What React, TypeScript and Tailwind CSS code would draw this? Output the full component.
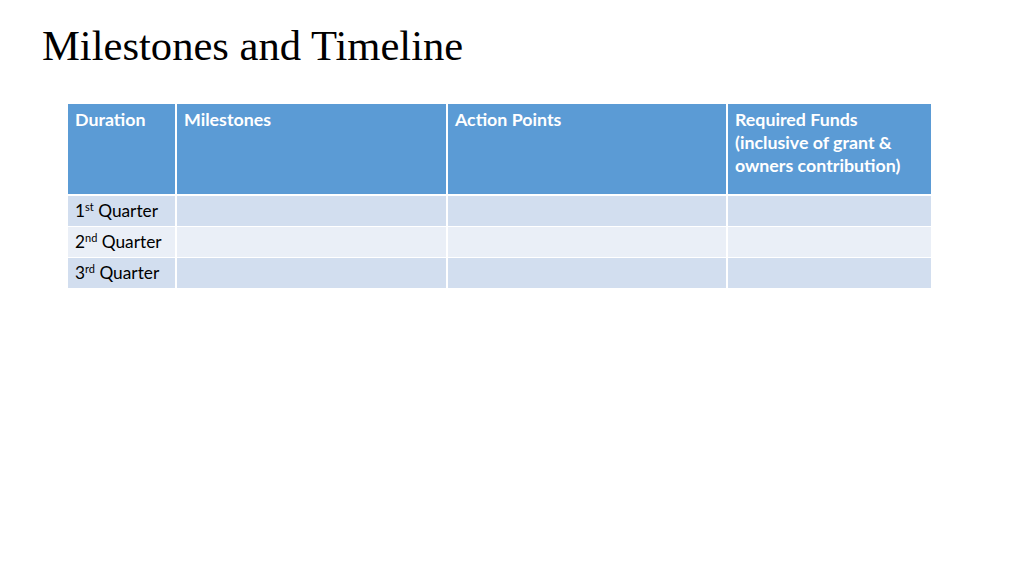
export default function App() {
  const rows = [
    { n: "1", sup: "st", bg: "bg-[#d2deef]" },
    { n: "2", sup: "nd", bg: "bg-[#eaeff7]" },
    { n: "3", sup: "rd", bg: "bg-[#d2deef]" },
  ];

  return (
    <div className="h-[576px] w-[1024px] bg-white">
      <h1 className="pl-[42px] pt-[21px] font-['Liberation_Serif',serif] text-[42.6px] leading-[50px] text-black">
        Milestones and Timeline
      </h1>
      <div className="pl-[68px] pt-[33px]">
        <table className="border-collapse font-['Lato',sans-serif] text-[17.3px] text-black">
          <thead>
            <tr className="h-[91px] bg-[#5b9bd5] align-top text-white">
              <th className="w-[108px] border-r-2 border-b-[2px] border-white px-[7px] pt-[4px] text-left text-[17.8px] font-bold leading-[23px]">
                Duration
              </th>
              <th className="w-[271px] border-r-2 border-b-[2px] border-white px-[7px] pt-[4px] text-left text-[17.8px] font-bold leading-[23px]">
                Milestones
              </th>
              <th className="w-[280px] border-r-2 border-b-[2px] border-white px-[7px] pt-[4px] text-left text-[17.8px] font-bold leading-[23px]">
                Action Points
              </th>
              <th className="w-[204px] border-b-[2px] border-white px-[7px] pt-[4px] text-left text-[17.8px] font-bold leading-[23px]">
                Required Funds
                <br />
                (inclusive of grant &amp;
                <br />
                owners contribution)
              </th>
            </tr>
          </thead>
          <tbody>
            {rows.map((r, i) => (
              <tr key={r.n} className={`h-[31px] ${r.bg} ${i < 2 ? "border-b border-white" : ""}`}>
                <td className="border-r-2 border-white px-[7px] leading-[20px]">
                  {r.n}
                  <sup className="text-[11px]">{r.sup}</sup> Quarter
                </td>
                <td className="border-r-2 border-white" />
                <td className="border-r-2 border-white" />
                <td />
              </tr>
            ))}
          </tbody>
        </table>
      </div>
    </div>
  );
}
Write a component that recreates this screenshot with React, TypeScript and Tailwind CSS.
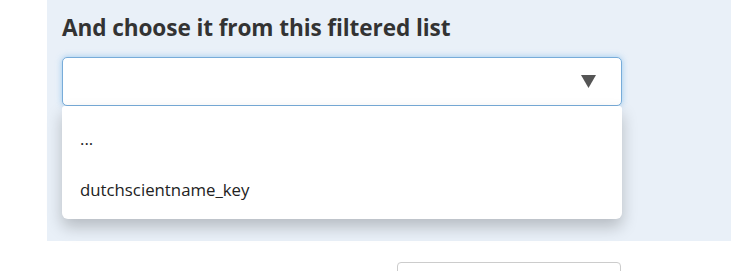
import React from "react";

export default function App() {
  return (
    <div className="w-[731px] h-[271px] bg-white overflow-hidden relative" style={{ fontFamily: '"Open Sans", sans-serif' }}>
      <div className="ml-[47px] h-[241px] bg-[#e9f0f8] pl-[15px] pt-[13px]">
        <h2 className="text-[22.6px] leading-[30px] font-bold text-[#333] tracking-[-0.1px]">And choose it from this filtered list</h2>
        <div className="relative mt-[14px] w-[560px]">
          <div className="h-[49px] rounded-[5px] border border-[#78acd9] bg-white shadow-[0_0_6px_rgba(102,175,233,0.6)] flex items-center justify-end pr-[25px]">
            <svg width="15" height="13" viewBox="0 0 15 13"><path d="M0 0H15L7.5 13Z" fill="#555" /></svg>
          </div>
          <div className="absolute left-0 top-[49px] w-[560px] h-[113px] bg-white rounded-b-[6px] rounded-t-[3px] shadow-[0_8px_16px_rgba(0,0,0,0.22)] pt-[22px] text-[16.8px] text-[#222]">
            <div className="pl-[18px] h-[51px] leading-[22px]">...</div>
            <div className="pl-[18px] leading-[22px]">dutchscientname_key</div>
          </div>
        </div>
      </div>
      <div className="absolute left-[397px] top-[262px] w-[224px] h-[40px] rounded-[4px] border border-[#ccc] bg-white" />
    </div>
  );
}
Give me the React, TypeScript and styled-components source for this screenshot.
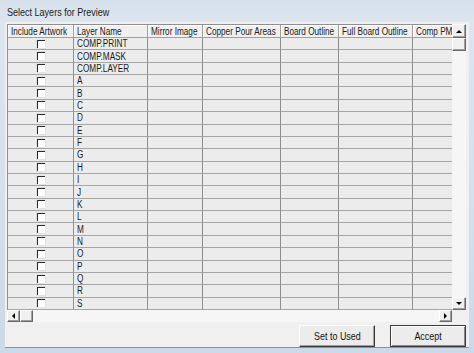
import React from "react";
import styled, { createGlobalStyle } from "styled-components";

const GlobalStyle = createGlobalStyle`
  *, *::before, *::after { box-sizing: border-box; }
  html, body { margin: 0; padding: 0; }
  body {
    background: #d3dfeb;
    font-family: "Liberation Sans", Arial, sans-serif;
  }
`;

// the dialog font is a narrow one; squeeze Liberation Sans to its width
const Label = styled.span<{ $scale?: number; $origin?: string }>`
  display: inline-block;
  white-space: nowrap;
  transform: scaleX(${(p) => p.$scale ?? 0.82});
  transform-origin: ${(p) => p.$origin ?? "left center"};
`;

const Frame = styled.div`
  width: 474px;
  height: 353px;
  display: flex;
  flex-direction: column;
  padding: 0 5px 5px 5px;
  background: linear-gradient(#d6e0ea, #dde6ef 22px, #cbdae9);
  overflow: hidden;
`;

const TitleBar = styled.div`
  height: 22px;
  display: flex;
  align-items: center;
  padding: 1px 0 0 2px;
  font-size: 11px;
  color: #1b1b1b;
`;

const Panel = styled.div`
  flex: 1;
  display: flex;
  flex-direction: column;
  gap: 3px;
  padding: 2px 3px 0 2px;
  background: #f0f0f0;
  border-bottom: 1px solid #8a9098;
`;

const GridBox = styled.div`
  display: grid;
  grid-template-columns: 1fr 14px;
  grid-template-rows: 286px 12px;
  height: 298px;
`;

const Viewport = styled.div`
  overflow: hidden;
  border-top: 1px solid #8f8f8f;
  border-left: 1px solid #8f8f8f;
  background: #ececec;
`;

const Table = styled.div`
  display: grid;
  grid-template-columns: 66px 74px 55px 78px 58px 74px 70px;
  grid-template-rows: 13px repeat(22, 1fr);
  height: 100%;
`;

const HeadCell = styled.div`
  display: flex;
  align-items: center;
  padding-left: 3px;
  font-size: 10px;
  color: #202020;
  white-space: nowrap;
  overflow: hidden;
  background: #f0f0f0;
  border-right: 1px solid #a0a0a0;
  border-bottom: 1px solid #a0a0a0;
  box-shadow: inset 1px 1px #ffffff;
`;

const Cell = styled.div<{ $center?: boolean }>`
  display: flex;
  align-items: center;
  justify-content: ${(p) => (p.$center ? "center" : "flex-start")};
  padding-left: ${(p) => (p.$center ? "0" : "3px")};
  font-size: 10px;
  color: #1a1a1a;
  white-space: nowrap;
  overflow: hidden;
  background: #ececec;
  border-right: 1px solid #8e8e8e;
  border-bottom: 1px solid #a6a6a6;
`;

const CheckBox = styled.div`
  width: 10px;
  height: 10px;
  margin-left: 1px;
  background: #ffffff;
  border: 1px solid;
  border-color: #7a7a7a #ffffff #ffffff #7a7a7a;
  box-shadow: inset 1px 1px #2a2a2a;
  outline: 1px solid #e2e2e2;
  outline-offset: -1px;
`;

const VScroll = styled.div`
  display: flex;
  flex-direction: column;
  background: #f6f6f6;
`;

const HScroll = styled.div`
  display: flex;
  background: #f6f6f6;
`;

const Corner = styled.div`
  background: #f0f0f0;
`;

const ArrowButton = styled.div<{ $w: number; $h: number }>`
  flex: none;
  width: ${(p) => p.$w}px;
  height: ${(p) => p.$h}px;
  display: flex;
  align-items: center;
  justify-content: center;
  background: #f0f0f0;
  border: 1px solid;
  border-color: #ffffff #6a6a6a #6a6a6a #ffffff;
  box-shadow: inset -1px -1px #a0a0a0;
`;

const Track = styled.div`
  flex: 1;
`;

const ButtonRow = styled.div`
  height: 22px;
  display: flex;
  justify-content: flex-end;
  gap: 15px;
`;

const Button = styled.div<{ $default?: boolean }>`
  width: 76px;
  height: 22px;
  display: flex;
  align-items: center;
  justify-content: center;
  font-size: 10.5px;
  color: #111;
  background: #ececec;
  border: 1px solid;
  border-color: ${(p) =>
    p.$default ? "#3a3a3a" : "#ffffff #3c3c3c #3c3c3c #ffffff"};
  box-shadow: ${(p) =>
    p.$default
      ? "inset 1px 1px #ffffff, inset -1px -1px #8a8a8a"
      : "inset -1px -1px #a0a0a0"};
`;

type Dir = "up" | "down" | "left" | "right";

const Arrow = ({ dir }: { dir: Dir }) => {
  const pts: Record<Dir, string> = {
    up: "0,4 6,4 3,1",
    down: "0,1 6,1 3,4",
    left: "4,0 4,6 1,3",
    right: "1,0 1,6 4,3",
  };
  const vertical = dir === "up" || dir === "down";
  return (
    <svg width={vertical ? 6 : 5} height={vertical ? 5 : 6}>
      <polygon points={pts[dir]} fill="#000" />
    </svg>
  );
};

const headers = [
  "Include Artwork",
  "Layer Name",
  "Mirror Image",
  "Copper Pour Areas",
  "Board Outline",
  "Full Board Outline",
  "Comp PMI",
];

const layers = [
  "COMP.PRINT",
  "COMP.MASK",
  "COMP.LAYER",
  ..."ABCDEFGHIJKLMNOPQRS".split(""),
];

const App = () => {
  return (
    <Frame>
      <GlobalStyle />
      <TitleBar>
        <Label $scale={0.82}>Select Layers for Preview</Label>
      </TitleBar>
      <Panel>
        <GridBox>
          <Viewport>
            <Table>
              {headers.map((h) => (
                <HeadCell key={h}>
                  <Label>{h}</Label>
                </HeadCell>
              ))}
              {layers.map((name) => (
                <React.Fragment key={name}>
                  <Cell $center>
                    <CheckBox />
                  </Cell>
                  <Cell>
                    <Label>{name}</Label>
                  </Cell>
                  <Cell />
                  <Cell />
                  <Cell />
                  <Cell />
                  <Cell />
                </React.Fragment>
              ))}
            </Table>
          </Viewport>
          <VScroll>
            <ArrowButton $w={14} $h={14}>
              <Arrow dir="up" />
            </ArrowButton>
            <ArrowButton $w={14} $h={13} />
            <Track />
            <ArrowButton $w={14} $h={13}>
              <Arrow dir="down" />
            </ArrowButton>
          </VScroll>
          <HScroll>
            <ArrowButton $w={13} $h={12}>
              <Arrow dir="left" />
            </ArrowButton>
            <ArrowButton $w={13} $h={12} />
            <Track />
            <ArrowButton $w={13} $h={12}>
              <Arrow dir="right" />
            </ArrowButton>
          </HScroll>
          <Corner />
        </GridBox>
        <ButtonRow>
          <Button>
            <Label $scale={0.85} $origin="center">
              Set to Used
            </Label>
          </Button>
          <Button $default>
            <Label $scale={0.85} $origin="center">
              Accept
            </Label>
          </Button>
        </ButtonRow>
      </Panel>
    </Frame>
  );
};

export default App;
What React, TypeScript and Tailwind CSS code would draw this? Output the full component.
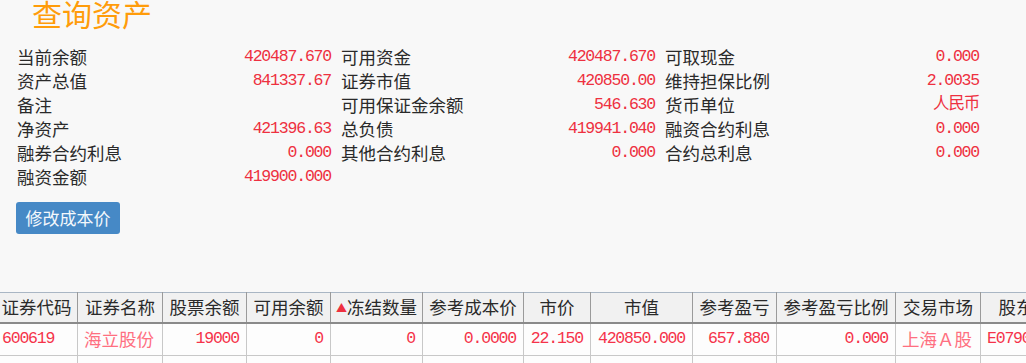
import React from "react";

const CJK = '"Noto Sans CJK SC", "Noto Sans", sans-serif';
const MONO = '"Liberation Mono", "Noto Sans CJK SC", monospace';

type Cell = { label: string; value: string } | null;

const rows: Cell[][] = [
  [
    { label: "当前余额", value: "420487.670" },
    { label: "可用资金", value: "420487.670" },
    { label: "可取现金", value: "0.000" },
  ],
  [
    { label: "资产总值", value: "841337.67" },
    { label: "证券市值", value: "420850.00" },
    { label: "维持担保比例", value: "2.0035" },
  ],
  [
    { label: "备注", value: "" },
    { label: "可用保证金余额", value: "546.630" },
    { label: "货币单位", value: "人民币" },
  ],
  [
    { label: "净资产", value: "421396.63" },
    { label: "总负债", value: "419941.040" },
    { label: "融资合约利息", value: "0.000" },
  ],
  [
    { label: "融券合约利息", value: "0.000" },
    { label: "其他合约利息", value: "0.000" },
    { label: "合约总利息", value: "0.000" },
  ],
  [{ label: "融资金额", value: "419900.000" }, null, null],
];

const widths = [82, 85, 84, 84, 92, 101, 67, 102, 84, 119, 85, 106];
const headers = [
  "证券代码",
  "证券名称",
  "股票余额",
  "可用余额",
  "冻结数量",
  "参考成本价",
  "市价",
  "市值",
  "参考盈亏",
  "参考盈亏比例",
  "交易市场",
  "股东代码",
];
const body: { v: string; align: "l" | "r"; cjk?: boolean }[] = [
  { v: "600619", align: "l" },
  { v: "海立股份", align: "l", cjk: true },
  { v: "19000", align: "r" },
  { v: "0", align: "r" },
  { v: "0", align: "r" },
  { v: "0.0000", align: "r" },
  { v: "22.150", align: "r" },
  { v: "420850.000", align: "r" },
  { v: "657.880", align: "r" },
  { v: "0.000", align: "r" },
  { v: "上海Ａ股", align: "l", cjk: true },
  { v: "E079043526", align: "l" },
];

export default function App() {
  return (
    <div className="w-[1026px] h-[363px] overflow-hidden bg-[#f8f8f8] text-[#333]">
      <div
        className="-mt-[2px] ml-[32px] h-[30px] text-[30px] leading-[30px] text-[#ff9c0a]"
        style={{ fontFamily: CJK }}
      >
        查询资产
      </div>

      <div className="mt-[17px] ml-[17px] grid grid-cols-[324px_324px_324px]">
        {rows.map((r, i) =>
          r.map((c, j) => (
            <div key={`${i}-${j}`} className="h-[24px] flex items-center justify-between pr-[10px]">
              {c && (
                <>
                  <span className="text-[17.5px] leading-[24px] text-[#2a2a2a]" style={{ fontFamily: CJK }}>
                    {c.label}
                  </span>
                  <span
                    className="text-[16.5px] leading-[24px] tracking-[-1.2px] text-[#ee3040]"
                    style={{ fontFamily: MONO }}
                  >
                    {c.value}
                  </span>
                </>
              )}
            </div>
          ))
        )}
      </div>

      <div className="mt-[13px] ml-[16px]">
        <button
          className="w-[104px] h-[32px] rounded-[3px] bg-[#4689c6] text-[17px] leading-[32px] text-[#f4f8fc]"
          style={{ fontFamily: CJK }}
        >
          修改成本价
        </button>
      </div>

      <div className="mt-[58px] overflow-hidden">
        <table className="-ml-[5px] table-fixed border-collapse" style={{ width: widths.reduce((a, b) => a + b, 0) }}>
          <colgroup>
            {widths.map((w, i) => (
              <col key={i} style={{ width: w }} />
            ))}
          </colgroup>
          <thead>
            <tr className="h-[30px] bg-[#f1f1f1] border-t border-t-[#a9b6c4] border-b-2 border-b-[#8a8a8a]">
              {headers.map((h, i) => (
                <th
                  key={i}
                  className="border-x border-x-[#9a9a9a] px-0 text-center font-normal text-[17.5px] leading-[28px] text-[#2a2a2a] whitespace-nowrap overflow-hidden"
                  style={{ fontFamily: CJK }}
                >
                  {i === 4 && <span className="text-[#ee3040] text-[11px] align-[2px]">▲</span>}
                  {h}
                </th>
              ))}
            </tr>
          </thead>
          <tbody>
            <tr className="h-[33px] bg-[#fdfdfd] border-b border-b-[#c8c8c8]">
              {body.map((c, i) => (
                <td
                  key={i}
                  className={`border-x border-x-[#c8c8c8] whitespace-nowrap overflow-hidden ${
                    c.align === "l" ? "text-left pl-[6px]" : "text-right pr-[7px]"
                  } ${c.cjk ? "text-[17.5px] text-[#ff6f80]" : "text-[16.5px] tracking-[-1.2px] text-[#f5334a]"}`}
                  style={{ fontFamily: c.cjk ? CJK : MONO }}
                >
                  {c.v}
                </td>
              ))}
            </tr>
            <tr className="h-[33px] bg-[#fdfdfd]">
              {body.map((_, i) => (
                <td key={i} className="border-x border-x-[#c8c8c8]"></td>
              ))}
            </tr>
          </tbody>
        </table>
      </div>
    </div>
  );
}
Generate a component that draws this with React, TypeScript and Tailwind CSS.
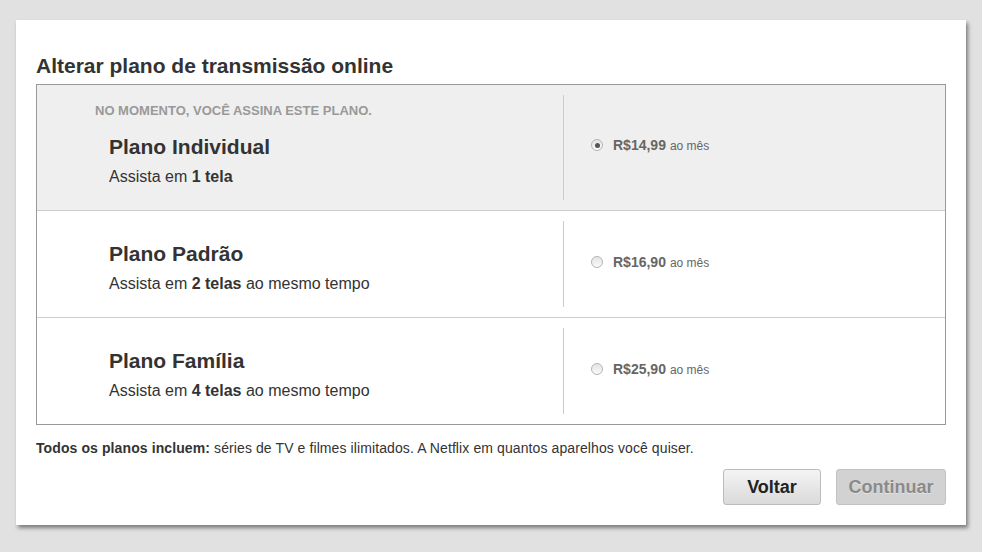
import React from 'react'

const plans = [
  { name: 'Plano Individual', screens: '1 tela', extra: '', price: 'R$14,99', current: true },
  { name: 'Plano Padrão', screens: '2 telas', extra: ' ao mesmo tempo', price: 'R$16,90', current: false },
  { name: 'Plano Família', screens: '4 telas', extra: ' ao mesmo tempo', price: 'R$25,90', current: false },
]

function Radio({ checked }: { checked: boolean }) {
  return (
    <span className="w-[12px] h-[12px] rounded-full border border-[#b5b5b5] bg-gradient-to-b from-[#e4e4e4] to-[#fafafa] flex items-center justify-center">
      {checked && <span className="w-[5px] h-[5px] rounded-full bg-[#555]" />}
    </span>
  )
}

export default function App() {
  return (
    <div className="w-[982px] h-[552px] bg-[#e1e1e1] pt-[20px] pl-[16px] font-['Liberation_Sans',Arial,sans-serif]">
      <div className="w-[950px] bg-white shadow-[2px_3px_4px_rgba(0,0,0,0.45)] px-[20px] pt-[34px] pb-[20px]">
        {/* Title */}
        <h1 className="text-[21px] leading-[24px] font-bold text-[#333] mb-[6px]">
          Alterar plano de transmissão online
        </h1>

        {/* Plans */}
        <div className="border border-[#999]">
          {plans.map((p, i) => (
            <div
              key={p.name}
              className={
                'flex ' +
                (i > 0 ? 'border-t border-[#ccc] h-[107px] ' : 'h-[125px] ') +
                (p.current ? 'bg-[#efefef]' : 'bg-white')
              }
            >
              <div
                className={
                  'w-[526px] flex flex-col ' +
                  (p.current ? 'justify-start pt-[18px]' : 'justify-center pt-[7px]')
                }
              >
                {p.current && (
                  <p className="pl-[58px] text-[13px] leading-[15px] font-bold text-[#999] mb-[17px]">
                    NO MOMENTO, VOCÊ ASSINA ESTE PLANO.
                  </p>
                )}
                <div className="pl-[72px]">
                  <h2 className="text-[21px] leading-[24px] font-bold text-[#333]">{p.name}</h2>
                  <p className="text-[16px] leading-[18px] text-[#333] mt-[9px]">
                    Assista em <b>{p.screens}</b>
                    {p.extra}
                  </p>
                </div>
              </div>
              <div className="py-[10px] flex">
                <div className="w-px bg-[#ccc]" />
              </div>
              <div className="flex-1 flex items-center pl-[27px] -mt-[5px] gap-[10px]">
                <Radio checked={p.current} />
                <span className="text-[#666]">
                  <span className="text-[14px] font-bold">{p.price}</span>
                  <span className="text-[12px] ml-[4px]">ao mês</span>
                </span>
              </div>
            </div>
          ))}
        </div>

        {/* Footer note */}
        <p className="text-[14px] leading-[16px] tracking-[0.1px] text-[#333] mt-[15px]">
          <b>Todos os planos incluem:</b> séries de TV e filmes ilimitados. A Netflix em quantos aparelhos você quiser.
        </p>

        {/* Actions */}
        <div className="flex justify-end gap-[15px] mt-[13px]">
          <button className="w-[98px] h-[36px] rounded-[3px] border border-[#bbb] bg-gradient-to-b from-[#f4f4f4] to-[#dadada] text-[18px] font-bold text-[#222]">
            Voltar
          </button>
          <button className="w-[110px] h-[36px] rounded-[3px] border border-[#c2c2c2] bg-[#d2d2d2] text-[18px] font-bold text-[#8a8a8a] [text-shadow:0_1px_0_rgba(255,255,255,0.4)]">
            Continuar
          </button>
        </div>
      </div>
    </div>
  )
}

> [Given problem]: Look through the entries above. Extract each line with the word "screenshot".

> [Solution]:
Write a component that recreates this screenshot with React, TypeScript and Tailwind CSS.
Give me the React, TypeScript and styled-components source for this screenshot.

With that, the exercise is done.